Organizers, Academics Raise Awareness about Pivotal PA Abolitionist Event
Details
Students, faculty, and members of the Ardmore community attended a panel hosted by the Center for Peace and Global Citizenship to learn about the untold history of the Christiana Resistance.
A panel of historians addressed a Lutnick Library audience Sept. 18 with details of the 1851 Christiana Resistance, a bloody confrontation an hour west of Haverford’s campus that lent legitimacy to the nation's growing abolitionist movement, and helped push a morally-divided America toward the Civil War.
Organizers chose the subject both to engage Black residents living near the campus, and to encourage Haverford students to become personally responsible for addressing society’s injustices - key missions of the symposium's host Haverford Center for Peace and Global Citizenship.

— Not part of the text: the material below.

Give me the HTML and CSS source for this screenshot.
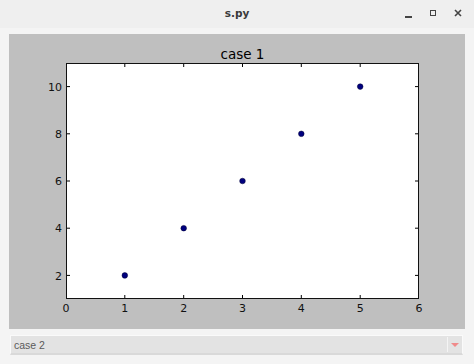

Speakers at the afternoon symposium, attended by members of the campus and Ardmore communities, included a Black descendant of one of the principal participants in the long-ago uprising known as the Christiana Resistance. Speakers described how an unwillingness to abide the centuries-long injustice of slavery united Black and White Pennsylvania neighbors in a successful cause
View the entire discussion here
Darlene A. Colón, an independent historian from Lancaster whose great-great-great grandfather had been part of the resistance, addressed the audience as part of the three-person presentation. Hilary Green, a visiting Davidson College historian whose writings examine race and slavery in America, and Haverford History Professor Emeritus Emma Lapsansky-Werner, were the other panelists.
The Christiana Resistance exposed what many consider the principal moral dilemma experienced by citizens of America’s “free states” in the years leading to the Civil War. The 1850 Fugitive Slave Act required any American who encountered a runaway to assist in their capture. That posed a particular challenge in pious 19th Century America, where tens of millions of people considered slavery to be an odious offense to their belief in God.
Lapsansky-Werner opened by reading an account of how escaped slaves who had settled among African Americans in the Quaker-influenced Lancaster County village of Christiana were confronted two years later by a band of slave catchers armed with a fugitive slave warrant. Among their pursuers was Edward Gorsuch, their former “master,” whose youngest son was a classmate of eventual assassin John Wilkes Booth.
Within a few chaotic minutes of the September 11, 1851 confrontation, Gorsuch lay shot to death, a son was staggered by multiple gun wounds, and members of the posse were running for their lives. And the potential for multi-racial groups to affect change had again been affirmed.
“The Christiana Riot as it came to be known struck terror in the hearts of slaveholders,” Lapsansky-Werner said, “while inspiring hope and pride in African Americans.”
Lapsansky-Werner told listeners she believes history is best examined by identifying the actions of individuals, rather than through a recounting of events. In that spirit, she introduced Colón, who she lauded as someone who has done the work of historians by preserving the story of Colón's great-great-great-grandfather Ezekiel Thompson, a Black participant in the uprising.
Colón told of how Thompson was involved with Christiana abolitionists who would intervene against an outlaw gang that routinely kidnapped African-Americans in free Pennsylvania and sold them across the border in slave-state Maryland.
Thompson had been among 41 Christiana Resistance participants who were arrested in its aftermath. Prosecutors dropped charges against him and others after the trial of one leader ended in acquittal. Another uprising leader, fugitive slave William Parker, had already escaped to Canada.
Green, herself a Black historian who grew up near Christiana, said while she was a student at Franklin and Marshall College 20 miles west, members of her African Methodist Episcopal church began sharing with her stories about the fateful uprising that had been passed down through families.
“It was in those conversations as a freshman I would hear ‘Have you gone to Christiana yet? Do you know about William Parker?’” Green said.
Jane Murray, an officer of the Ardmore Progressive Civic association, was among several attendees who during a question and answer period said they found the presentation to be both enlightening and deeply moving.
“I was riveted by the stories shared by the speakers about incredible acts of bravery during the Christiana Resistance - history I’d never heard before,” said Murray, who is also a member of The Ardmore - Haverford College’s Advisory Council. “I feel called to action by their urging to find the story that needs to be kept alive - and do it.”
Bukky Olugbeko ‘25, a Political Science major, and a Philadelphia Justice & Equity Fellow (PJEF) was another attendee that felt deeply impacted by the talk.
“This story has not had much shine in historical retellings of the abolitionist struggle”. Olugbeko also thought that the “the insight into this event in history as well as the discussion that followed surrounding collaboration between Black and Quaker communities expanded my thinking of allyship and community building as a Black activist amongst my Quaker community”.